When you look at the front of the chisel, you are looking at the waste material you are removing and so it goes in your face. When you look at the back of the chisel, you are looking at the material you are leaving, the sculpture itself, so you are exactly controlling the form. When you look at the front of the chisel, the force of the blow is actually bruising the stone, which will become your form, your sculpture. When you look at the back of he chisel and are carving profile, the blow of the chisel gives only a glancing bruise to your sculpture. The angle of the chisel is tangent to the form. The energy of each blow is put into removing waste material while only tangentially licking the outside of your sculpture with no risk of breakage.
Michelangelo was a draftsman so line was extremely important. He knew the figure from every point of view. The edge of the drawn figure is its profile. The profile of whatever you are carving is where the edge of the sculpture is and the background begins. If anyone knows how to draw and can say from this point of view, the profile of what I am carving is, “Here.” Draw a line. Now all the stone that is on the other side of the line must be removed. Put your chisel on the line or close to it, and blast away. When that profile is the way you want it, move 5% and new profiles will present themselves. One never carves the material in front of you, but only the material on the very edge of whatever you are making.
Before carving in 3D Michelangelo as well as others carved in bas-relief, even deep relief like Michelangelo’s second sculpture, “The Battle of the Centaurs.” The high wall would have eventually been removed if full 3D were desired. That wall of stone is a perfect place to draw your profile. The image above, of the prisoner at the Acadamia his right arm has a wall above and below. Michelangelo has driven his chisel into that profile. Once he gets that right he knows that all that stone above and below needs to go. Look at the Profile line running down from his clavicle over the breast, the rib cage, down over the hip and on down the leg. That line is so important that until he has established that line he doesn’t have a sculpture. Everything from that point of view hinges on that line. Having establishes that line he now begins the opposite line of the torso. Remember Michelangelo was a superb draftsman; line was his heart’s song. What I see in that photo is all his lines carefully drawn in.
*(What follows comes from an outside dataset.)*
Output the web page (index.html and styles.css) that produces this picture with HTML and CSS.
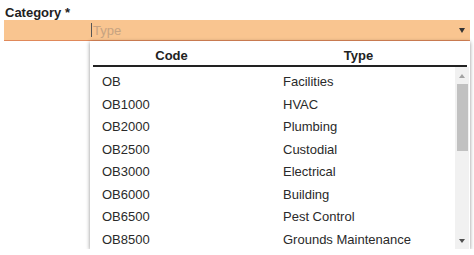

I tell my students to give me any piece of the figure and I can push my profiles and uncover the rest of the body. From the tip of a finger I can find the hand. Drawing is King. When I teach sculpture I also teach drawing.
Take a pitching tool or a point and place it on that back edge and blast away. The bend down and retrieve the chip and hold it up to the stone to see the break. I see that surface as a plane. If that break was on a true profile then the plane of the break is tangent to the profile of the sculpture, it does not cut into needed material. Most of the figure is round so the profile slips away from you. My experience is one of chasing profiles. I start on one profile and carve while moving my sight to another profile. Good crisp Italian marble will break very predictably, always on a plane. I believe everyone carved profile, not just Michelangelo, until the 1700′s, when the pointing machine made carving an industrial affaire and glasses became available. The only reason I have come up with for it not being written down is that it was so common that no one conceived it would be forgotten. Notice we never write down how to use a pencil. Everyone just assumes that it is understood. If you know how to draw, you know all your profiles and carving could not be easier. By carving in deep relief before cutting off the back the whole work is way stronger for storage and moving around.
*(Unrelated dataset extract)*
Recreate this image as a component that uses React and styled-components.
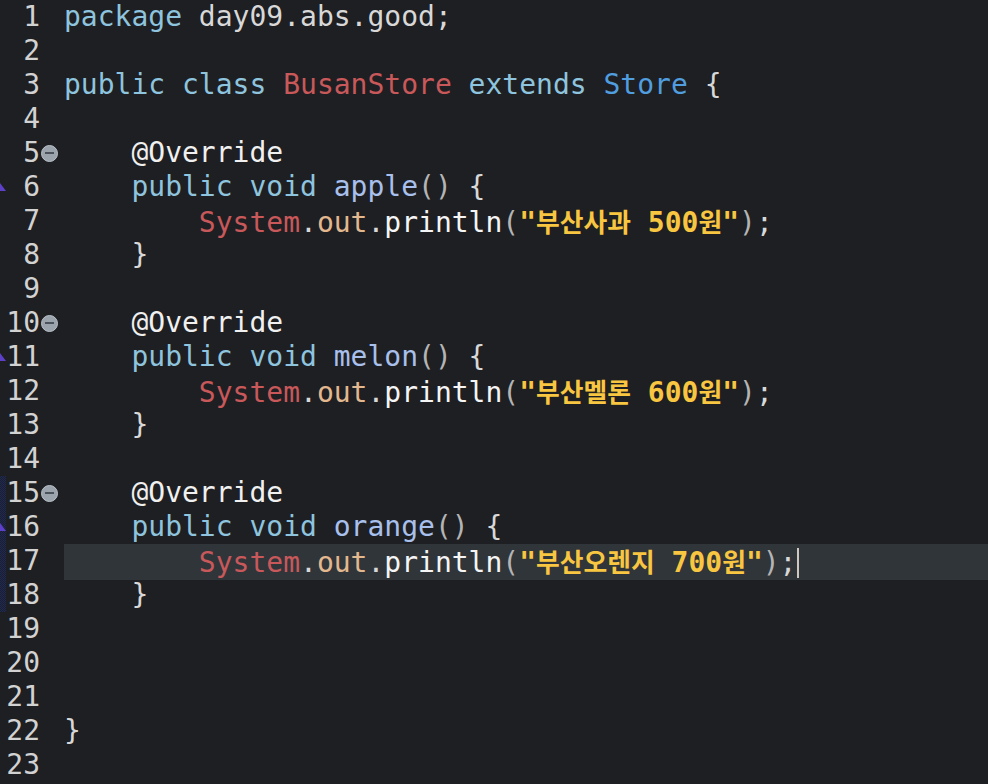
import React from "react"
import styled, { createGlobalStyle } from "styled-components"

const GlobalStyle = createGlobalStyle`
  html, body {
    margin: 0;
    padding: 0;
    background: #1e1f22;
  }
  #root {
    min-height: 100vh;
    background: #1e1f22;
  }
`

const colors = {
  kw: "#8ec4de",
  plain: "#d8d8d8",
  cls: "#c9585a",
  type: "#509ddf",
  ann: "#f0f0f0",
  method: "#a9c0ec",
  paren: "#b4b4b4",
  field: "#e3b88f",
  call: "#f5f5f5",
  str: "#f8c640",
}

// each line: list of [kind, text]
const lines = [
  [["kw", "package"], ["plain", " day09.abs.good;"]],
  [],
  [["kw", "public"], ["plain", " "], ["kw", "class"], ["plain", " "], ["cls", "BusanStore"], ["plain", " "], ["kw", "extends"], ["plain", " "], ["type", "Store"], ["plain", " {"]],
  [],
  [["plain", "    "], ["ann", "@Override"]],
  [["plain", "    "], ["kw", "public"], ["plain", " "], ["kw", "void"], ["plain", " "], ["method", "apple"], ["paren", "()"], ["plain", " {"]],
  [["plain", "        "], ["cls", "System"], ["plain", "."], ["field", "out"], ["plain", "."], ["call", "println"], ["paren", "("], ["str", "\"부산사과 500원\""], ["paren", ")"], ["plain", ";"]],
  [["plain", "    }"]],
  [],
  [["plain", "    "], ["ann", "@Override"]],
  [["plain", "    "], ["kw", "public"], ["plain", " "], ["kw", "void"], ["plain", " "], ["method", "melon"], ["paren", "()"], ["plain", " {"]],
  [["plain", "        "], ["cls", "System"], ["plain", "."], ["field", "out"], ["plain", "."], ["call", "println"], ["paren", "("], ["str", "\"부산멜론 600원\""], ["paren", ")"], ["plain", ";"]],
  [["plain", "    }"]],
  [],
  [["plain", "    "], ["ann", "@Override"]],
  [["plain", "    "], ["kw", "public"], ["plain", " "], ["kw", "void"], ["plain", " "], ["method", "orange"], ["paren", "()"], ["plain", " {"]],
  [["plain", "        "], ["cls", "System"], ["plain", "."], ["field", "out"], ["plain", "."], ["call", "println"], ["paren", "("], ["str", "\"부산오렌지 700원\""], ["paren", ")"], ["plain", ";"]],
  [["plain", "    }"]],
  [],
  [],
  [],
  [["plain", "}"]],
  [],
]

const folds = [5, 10, 15]
const overrides = [6, 11, 16]
const stripe = [15, 16, 17, 18]
const currentLine = 17

const Editor = styled.div`
  display: flex;
  flex-direction: column;
  background: #1e1f22;
  font-family: "DejaVu Sans Mono", "Liberation Mono", monospace;
  font-size: 28px;
  line-height: 34px;
`

const Row = styled.div`
  display: grid;
  grid-template-columns: 6px 34px 24px 1fr;
  height: 34px;
`

const Edge = styled.div`
  position: relative;
  background: ${p =>
    p.$stripe
      ? "repeating-conic-gradient(#222a4c 0 25%, #191e36 0 50%) 0 0 / 2px 2px"
      : "transparent"};
`

const OverrideMark = styled.span`
  position: absolute;
  left: 0;
  top: 13px;
  width: 6px;
  height: 8px;
  background: #5e40c8;
  clip-path: polygon(0 0, 100% 100%, 0 100%);
`

const LineNum = styled.div`
  color: #d2d2d2;
  text-align: right;
  white-space: pre;
`

const FoldCell = styled.div`
  display: flex;
  align-items: center;
  padding-left: 1px;
`

const FoldButton = styled.span`
  width: 17px;
  height: 17px;
  box-sizing: border-box;
  border-radius: 50%;
  background: #9ba3ad;
  border: 1px solid #b9c1ca;
  display: flex;
  align-items: center;
  justify-content: center;

  &::after {
    content: "";
    width: 9px;
    height: 2px;
    background: #4b525b;
  }
`

const Code = styled.div`
  white-space: pre;
  color: ${colors.plain};
  background: ${p => (p.$current ? "#30353a" : "transparent")};
`

const Token = styled.span`
  color: ${p => colors[p.$kind]};
  font-weight: ${p => (p.$kind === "str" ? 600 : 400)};
`

const Hangul = styled.span`
  font-family: "Noto Sans CJK KR", "Noto Sans", sans-serif;
  font-size: 25.8px;
`

const Caret = styled.span`
  display: inline-block;
  width: 2px;
  height: 30px;
  margin-left: 1px;
  background: #cfc8c0;
  vertical-align: -6px;
`

const renderText = text =>
  text.split(/([\uAC00-\uD7A3]+)/).map((part, i) =>
    /[\uAC00-\uD7A3]/.test(part) ? <Hangul key={i}>{part}</Hangul> : part
  )

const App = () => {
  return (
    <>
      <GlobalStyle />
      <Editor>
        {lines.map((tokens, idx) => {
          const n = idx + 1
          return (
            <Row key={n}>
              <Edge $stripe={stripe.includes(n)}>
                {overrides.includes(n) && <OverrideMark />}
              </Edge>
              <LineNum>{n}</LineNum>
              <FoldCell>{folds.includes(n) && <FoldButton />}</FoldCell>
              <Code $current={n === currentLine}>
                {tokens.map(([kind, text], i) => (
                  <Token key={i} $kind={kind}>
                    {renderText(text)}
                  </Token>
                ))}
                {n === currentLine && <Caret />}
              </Code>
            </Row>
          )
        })}
      </Editor>
    </>
  )
}

export default App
Sighting down an arm or leg shows other kinds of profiles. Now take a bite out of an apple. If you look at the bite from the front, you cannot tell actually how deep the bite is. But when you turn the apple so the bite is on the profile you see exactly how deep you bit. So for safety sake and to better see how deep you are cutting carve profile. There is an old saying,” Cut from the weak towards the strong.” This is a small piece of the issue but does not cover the whole of profile carving.
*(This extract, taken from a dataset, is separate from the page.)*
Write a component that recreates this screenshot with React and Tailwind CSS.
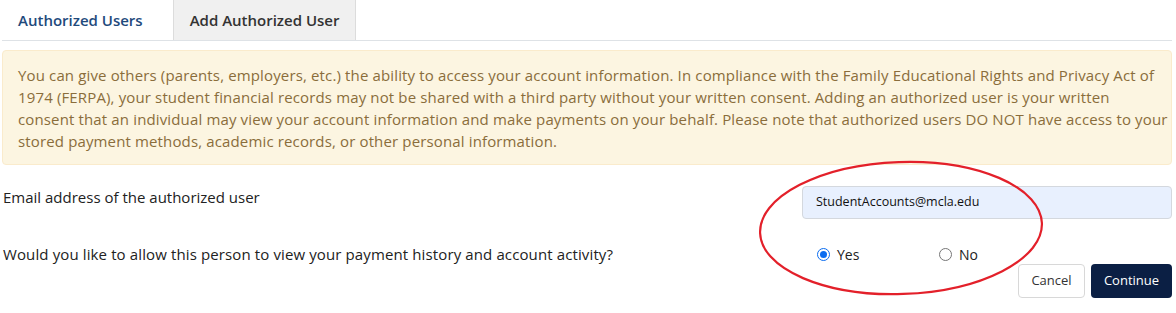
export default function App() {
  const font = { fontFamily: '"Open Sans", "Noto Sans", sans-serif' };
  return (
    <div className="relative w-[1176px] h-[313px] bg-white overflow-hidden" style={font}>
      <div className="ml-[2px] w-[1170px]">
        {/* Tabs */}
        <div className="flex h-[41px] border-b border-[#dee2e6]">
          <div className="flex items-center pl-[16px] pr-[30px] text-[15px] font-semibold text-[#1f4a7c]">Authorized Users</div>
          <div className="flex items-center px-[16px] bg-[#f0f0f0] border-x border-[#dcdcdc] text-[15px] font-semibold text-[#333]">Add Authorized User</div>
        </div>
        {/* Alert */}
        <div className="mt-[9px] h-[115px] rounded-[4px] border border-[#faebcc] bg-[#fcf5e1] px-[15px] pt-[13px] text-[15px] tracking-[0.14px] leading-[22px] text-[#8a6d3b]">
          <div className="whitespace-nowrap">You can give others (parents, employers, etc.) the ability to access your account information. In compliance with the Family Educational Rights and Privacy Act of</div>
          <div className="whitespace-nowrap">1974 (FERPA), your student financial records may not be shared with a third party without your written consent. Adding an authorized user is your written</div>
          <div className="whitespace-nowrap">consent that an individual may view your account information and make payments on your behalf. Please note that authorized users DO NOT have access to your</div>
          <div className="whitespace-nowrap">stored payment methods, academic records, or other personal information.</div>
        </div>
        {/* Email row */}
        <div className="mt-[21px] flex items-start h-[33px]">
          <div className="flex-1 pl-[1px] pt-[0px] text-[15px] leading-[22px] text-[#222]">Email address of the authorized user</div>
          <div className="w-[370px] h-[33px] rounded-[4px] border border-[#d4d8de] bg-[#e8f0fe] flex items-center px-[13px] text-[12.5px] text-[#111]">StudentAccounts@mcla.edu</div>
        </div>
        {/* Question row */}
        <div className="mt-[22px] flex items-center h-[26px]">
          <div className="flex-1 pl-[1px] text-[15px] tracking-[0.12px] text-[#222]">Would you like to allow this person to view your payment history and account activity?</div>
          <div className="w-[370px] flex items-center pl-[15px] text-[14px] text-[#222]">
            <div className="flex items-center w-[122px]">
              <span className="w-[13px] h-[13px] rounded-full border-[1.5px] border-[#0a6cf0] flex items-center justify-center">
                <span className="w-[7px] h-[7px] rounded-full bg-[#0a6cf0]" />
              </span>
              <span className="ml-[7px]">Yes</span>
            </div>
            <div className="flex items-center">
              <span className="w-[13px] h-[13px] rounded-full border border-[#767676]" />
              <span className="ml-[7px]">No</span>
            </div>
          </div>
        </div>
        {/* Buttons */}
        <div className="mt-[-3px] flex justify-end gap-[6px]">
          <button className="h-[34px] w-[67px] rounded-[4px] border border-[#d8d8d8] bg-white text-[13px] text-[#333]">Cancel</button>
          <button className="h-[34px] w-[81px] rounded-[4px] bg-[#0b1f44] text-[13px] text-white">Continue</button>
        </div>
      </div>
      {/* Red annotation ellipse */}
      <svg className="absolute left-0 top-0 pointer-events-none" width="1176" height="313">
        <ellipse cx="901" cy="228" rx="141" ry="66" fill="none" stroke="#e3202a" strokeWidth="2.2" transform="rotate(-2 901 228)" />
      </svg>
    </div>
  );
}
I do teach now days. I watch people carve everywhere I go and no one carves profile, which is so weird as I think for centuries it was the other way around. I never pointed although I understand both that and compasses. But I never wanted to do it. If one starts with a model then that is all you can expect to get. When you start with no model or idea you open yourself up to a myriad of potential forms. Fear of failure pulls out the best in me. I do not get to see the sculpture until it is done, keeping my enthusiasm and excitement at a high level all through the carving experience.
When I teach I ask my students to stand behind me and sight right over my shoulder so they see what I see. It is suddenly obvious which stone needs to be carved away. I once heard that it was said that Bernini would get into one position and make marks all around him. I do the same thing. Say I put myself on my knees and lean into my figure, then freeze. From that position examine all the profile extreme edges of the sculpture. Every profile line is in relation to every other line so that all must be in agreement. The outside of an arm relates to the inside of the arm. Those two profile lines must remain in harmony while you move your head around the arm. The profile lines change as you move. But while carving one only need to concern yourself with one line at a time. From whatever point of view that I take I am confronted with many profiles. By attending to them one at a time I bring that point of view into harmony. Then I move to another position dancing around the stone, climbing up to look from above and getting on my knees to look up. The figure blossoms out of the block. If you are working around the block and you get back to a position you were in before, most of it should already be correct, perhaps a few adjustments, but by and bye everything falls into place and the carving experience just gets more fun. As I start to do delicate modeling I can look at the front of the chisel as I am removing only tiny chips and dust. At that point surface is more important and you cannot see that on profile. Instead you must consider the stone directly in front of you. Regardless at this point eye protection is no longer an issue.